Caprio entertains at the Grand Residence monthly, always accompanied by Eddie. He also makes visits to the Baptist Home in Castle Shannon, Paramount Senior Living in Peters Township and the Bethel Park Retirement Community. He is a musician at St. Benedict the Abbot Parish in Peters Township. Before that, he played at St. Louise de Marillac Parish in Upper St. Clair.
“Every time he comes it’s always joyful,” Smith said. “He shares his joy with them. He loves what he does and they enjoy it. It makes their day.”
The lights go out after a falling tree knocks down a nearby power line, but the music continues by candlelight.
In introducing “White Christmas,” Caprio relates that his father once described how soldiers would cry when they sang it overseas during World War II. Many of the residents nod in agreement.
Caprio would later point out that while many of the residents have problems with memory, the words of beloved songs come easily.
He spoke of having 10 grandchildren of Asian heritage, and in singing “Some Children See Him,” he noted how children all around the world see Jesus differently.
Sarah Mendelsohn was among the more engaging members of the audience. She sang along with each tune and greeted Eddie enthusiastically.
“He’s wonderful,” she said of Caprio. “There’s something about him. He’s so warm. And everybody just loves Eddie.”
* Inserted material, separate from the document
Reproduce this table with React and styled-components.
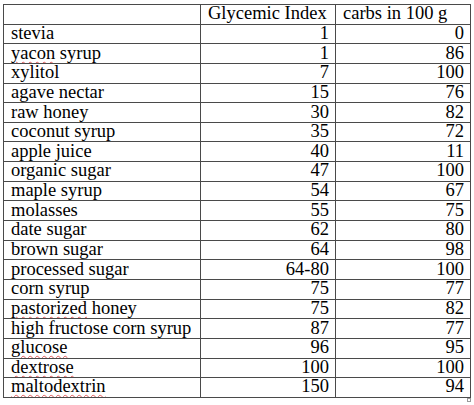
import React from "react";
import styled, { createGlobalStyle } from "styled-components";

const GlobalStyle = createGlobalStyle`
  html, body {
    margin: 0;
    padding: 0;
    background: #ffffff;
  }
  body {
    font-family: "Liberation Serif", "DejaVu Serif", serif;
    color: #000000;
  }
`;

const Page = styled.div`
  position: relative;
  width: 474px;
  height: 405px;
  padding: 4px 0 0 3px;
  box-sizing: border-box;
`;

const Table = styled.table`
  border-collapse: collapse;
  width: 467px;
  table-layout: fixed;
  font-size: 18.5px;
`;

const Row = styled.tr`
  height: 19.65px;
`;

const Cell = styled.td`
  border: 1px solid #4a4a4a;
  padding: 0 6px 1px 7px;
  line-height: 17px;
  white-space: nowrap;
  overflow: hidden;
  text-align: ${(p) => (p.$num ? "right" : "left")};
  vertical-align: middle;
`;

const HeadCell = styled(Cell)`
  text-align: left;
`;

const Misspelled = styled.span`
  text-decoration: underline wavy #e05a5a;
  text-decoration-thickness: 1px;
  text-underline-offset: 2px;
`;

const Handle = styled.div`
  position: absolute;
  left: 467px;
  top: 398px;
  width: 4px;
  height: 4px;
  border: 1px solid #9a9a9a;
  box-sizing: border-box;
`;

const rows = [
  ["stevia", "1", "0"],
  ["yacon syrup", "1", "86", "yacon"],
  ["xylitol", "7", "100"],
  ["agave nectar", "15", "76"],
  ["raw honey", "30", "82"],
  ["coconut syrup", "35", "72"],
  ["apple juice", "40", "11"],
  ["organic sugar", "47", "100"],
  ["maple syrup", "54", "67"],
  ["molasses", "55", "75"],
  ["date sugar", "62", "80"],
  ["brown sugar", "64", "98"],
  ["processed sugar", "64-80", "100"],
  ["corn syrup", "75", "77"],
  ["pastorized honey", "75", "82", "pastorized"],
  ["high fructose corn syrup", "87", "77"],
  ["glucose", "96", "95", "glucose"],
  ["dextrose", "100", "100", "dextrose"],
  ["maltodextrin", "150", "94", "maltodextrin"],
];

function Name({ text, bad }) {
  if (!bad) return text;
  const rest = text.slice(bad.length);
  return (
    <>
      <Misspelled>{bad}</Misspelled>
      {rest}
    </>
  );
}

export default function App() {
  return (
    <Page>
      <GlobalStyle />
      <Table>
        <colgroup>
          <col style={{ width: 197 }} />
          <col style={{ width: 135 }} />
          <col style={{ width: 135 }} />
        </colgroup>
        <tbody>
          <Row>
            <HeadCell />
            <HeadCell>Glycemic Index</HeadCell>
            <HeadCell>carbs in 100 g</HeadCell>
          </Row>
          {rows.map(([name, gi, carbs, bad]) => (
            <Row key={name}>
              <Cell>
                <Name text={name} bad={bad} />
              </Cell>
              <Cell $num>{gi}</Cell>
              <Cell $num>{carbs}</Cell>
            </Row>
          ))}
        </tbody>
      </Table>
      <Handle />
    </Page>
  );
}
Vavrek, who also plays at Christ Methodist Church in Bethel Park, spoke of the effect music has on audiences, adding, “It’s great to see the smiles on their faces.”
Caprio still works two days a week, assembling refractory materials for large furnaces. He leads a Communion service once a month at the Baptist Home and plays before a St. Louise de Marillac service of readings at the Grand Residence. Caprio also spends two days a week making room visits at Children’s Hospital of Pittsburgh.
“You just have to find moments where you’re doing something that means something,” he said.
His faithful companion, Eddie, is a 4-year-old yellow Labrador retreiver, originally trained as a service dog through Therapy Dogs International.
Caprio tries to put himself in the place of the people he meets. They are usually confined to a small world and have no place to go. A lot of them don’t have anyone who comes to visit them.
“They need a diversion,” he said. “It’s the circle of life.”
He joined Father Nicholas Argentieri, chaplain at Children’s Hospital, for a noon Mass on Christmas Day at the hospital in Pittsburgh’s Lawrenceville neighborhood. On Dec. 30, Caprio joined Kelly Ziemba, principal flutist for the Toronto Symphony Orchestra, for a performance at the Baptist Home. He first performed with Ziemba when she was a student at St. Louise de Marillac School and they still occasionally perform together.
Caprio described it as a “blessing” to be with the elderly residents. He isn’t making a sacrifice; he is just there to accompany them.